Even the locals I have met outside of the family have always been friendly and welcoming, from the helpful staff in restaurants to these old men who were playing a game of chess on the street and allowed me to take a photo.

Albania is extremely affordable

If you’re coming from a country like the UK to Albania, you’ll easily be able to live like a king on a backpackers budget.

Albania is one of the cheapest countries in Europe, but that doesn’t mean that you’ll receive poor quality. You get great value for money when spending in Albania, with beautiful 5* beachfront hotels for as little as £40-50 a night and dishes such as this giant Nutella and fruit filled crepe for under £1.

But remember to get some cash

The currency in Albania is Lek, and the conversion rate is £1 to L144.6 (May 2018).

Many places in Albania, especially in smaller towns and cities, will only take cash (or just won’t take international cards) so make sure to get some cash out when you arrive.

Even in large cities, some cash machines won’t take international cards, but just keep looking around and you’ll likely find one that does (try big banks such as BKT and Tirana Bank).


Hiring a car is the best way to get around

The most common mode of transport in Albania is driving.

Hiring a car is also the best way to get around when visiting Albania as a tourist, but be careful of bad drivers and uneven road surfaces. Before the fall of communism in early 1992 there were very few cars in Albania, and these were used only by government officials, so driving is a newer phenomenon and therefore drivers may be a little bit on the erratic side.

However, this shouldn’t put you off driving as Albania is a beautiful country to explore by car, just be careful, don’t drive too fast, and always be aware of what and who’s around you.

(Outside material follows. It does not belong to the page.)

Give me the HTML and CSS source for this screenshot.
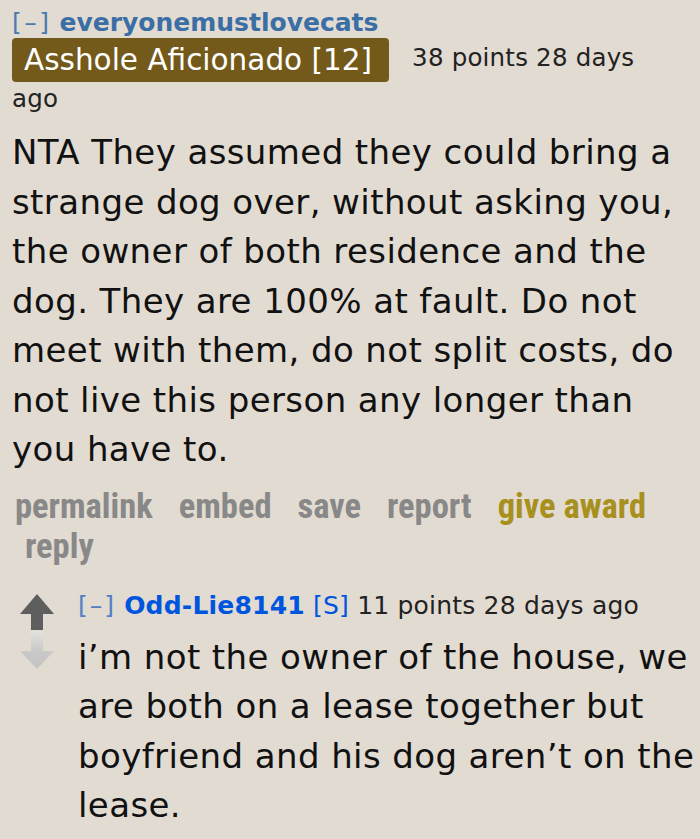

You’re unlikely to get anywhere by train

You’re highly unlikely to get anywhere by train in Albania, whether it’s within cities or between different regions. Train stations are now just abandoned relics and the trains themselves are run down and run on a very limited schedule. Most locals would tell you to not bother trying to catch one.

There are buses and furgons (minibuses) if you need to take public transport, however, working out the schedule and finding stops can be a little on the difficult side. Make sure you do your research in advance and are flexible on timings.

Albania has beautiful beaches

If you’re already planning to visit Albania as a tourist, you’re probably already aware of the beautiful beaches lining the Albanian coastline.

If you’re sticking around the capital city of Tirana but fancy a day or two at the beach, head out to the nearby coastal city of Durres where you will find Durres beach, the biggest and most visited beach in Albania.

Find out more about what to do at Durres beach.

Otherwise, you can head down south to the Albanian Riviera, where golden beaches meet the turquoise waters alongside the Riviera’s more traditional coastal villages.

Read more about the beaches of the Riviera.

But there’s also so much more than the beaches

As well as the white sand beaches, Albania has plenty of busy and exciting cities such as Tirana and Durres, historic architecture, castles and archaeological remains, mountain villages and plenty of adventure.

Here are just a few activities you can do when visiting Albania as a tourist:

Rafting in the Vjosa Valley.

A tour to the Blue Eye Spring and Monastery of Mesopotam.

A day tour of Durres.

Albanians take pride in their food, and rightly so

Remember to bring your elasticated trousers when visiting Albania as you WILL eat A LOT!

Albanian’s take great pride in their food, especially their traditional local dishes, so it’s only polite to give them all a try. Everything I have ever eaten in Albania has been delicious and full of unique and amazing flavours, and trust me I have eaten a lot! Plus, it’s all super cheap so you can keep eating to your heart’s content.

Albanian dishes you must try:

Byrek – layers of thin flakey pastry filled with meat, cheese or spinach. You will find these absolutely everywhere you go in Albania, and locals will eat them with any meal or as snacks on their own.

Petulla – the Albanian version of fried dough (doughnuts), served with home-made honey, jam or even feta cheese.

Fëgesë – green and red peppers, skinned tomatoes, onions, cottage cheese and spices, baked until it forms a thick stew-like consistency and served with bread.

Tavë Kosi – lamb baked in an earthenware dish with eggs and yoghurt. A popular winter dish in Albania.

Cheese  goats, cows, sheep. This country really loves its cheese, so make sure to make the most of the abundance of different types available when visiting Albania as a tourist.

Albania has amazing sweet treats and cakes

Albania is also heaven for those with a sweet tooth. With ice-cream galore and shops selling tasty sweet treats around every corner, you can’t help but snack when visiting Albania. There are just too many amazing cakes, pastries, baklava and ice-cream flavours to choose from.

Albania is safe

As mentioned above, a major thing I noticed during both of my times in Albania is that there aren’t many touristsat all, especially compared to every other European country I’ve visited.

One reason for this is that many people still believe that visiting Albania as a tourist isn’t safe. Well, I can safely tell you that that is not the case at all. I’ve always felt extremely safe when walking around anywhere in Albania and, as I mentioned earlier, the locals are very friendly and welcoming towards tourists.

If you’re anything like me, the only danger when visiting Albania as a tourist is returning home 2 stone heavier than you arrived.